In Florida, where it has adorned landscapes since the late 1800s, Rosa “Louis Philippe” has many names.  It is known as ‘Florida rose’, ‘antique china rose’, ‘Florida cracker rose’ or simply ‘cracker rose.’  
But no matter what name it goes by, this aromatic beauty is sure to supply an abundance of deep red blooms throughout most of the year.

On our property, we have several Louis Philippe plants and each one boasts a multitude of blooms.  We have Louis Philippe roses abutting our parking area, near the entry and surrounding our compost pile where the sweet scent of roses helps displace the less pleasant odor of decomposing food matter.  All of our plants came from cuttings of the original rose purchased more than 20 years ago.  Louis Philippe is easy to propagate by cuttings. 

Although we established most of our young plants in areas that receive irrigation and soil enhancements, we have one plant that receives no such attention.  When my son Tim stuck a rooted cutting across the lake under a pine tree, I was dubious.  The only water that location receives comes from rainfall, the spot gets little sun due to the pine canopy and receives no attention from us since it is so far from our house.

Despite receiving no irrigation except rainfall and being planted in pine forest, our Louis Philippe rose is flourishing
However, not only did the young rose survive.  It thrived!  The plant is spectacular.  Lush with foliage and flush with blooms, I can honestly say it is doing better there with less attention than the more carefully planted and irrigated specimens closer to our home.  Across the lake where it is left alone, the rose can do what it does best – grow dozens of ruby-red, beautiful, fragrant roses.
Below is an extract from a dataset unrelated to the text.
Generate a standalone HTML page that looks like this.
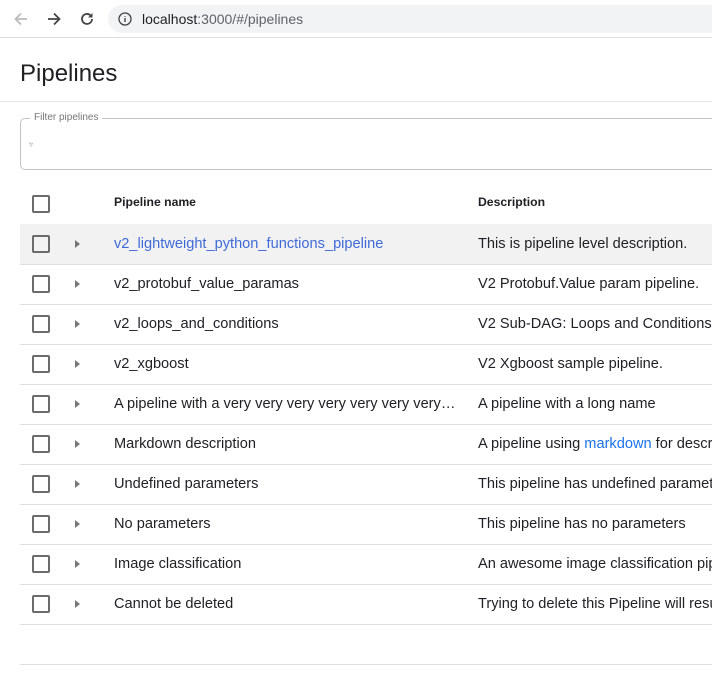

Louis Philippe is a bush rose that likes to spread out and sprawl but it can also be pruned or shaped to fit a snug spot.  No matter where it is planted or what form it ultimately takes, Louis Philippe will produce a year-round supply of lovely flowers. 

If you’re searching for a Valentine’s Day gift that speaks volumes, consider adding a Rosa “Louis Philippe” to your landscape.  If a single red rose says, “I love you” and a bouquet of blooms mean, “enduring passion,” what message could an entire bush filled with red flowering fragrance possibly say?  

To me, it says you care enough to grow together.  It symbolizes the desire to create beauty out of briars and to thrive even when times are tough.  It’s a message of commitment and long-lasting love. 

Can one plant really do that much?  Try it and see.


1 comment:

  1. Thanks so much Sherry, you are so right on about the Old Garden Rose 'Louis Philippe'. Dating to 1834, he is truly a survivor and we hope for many many more years he continues to be in gardens all over the world.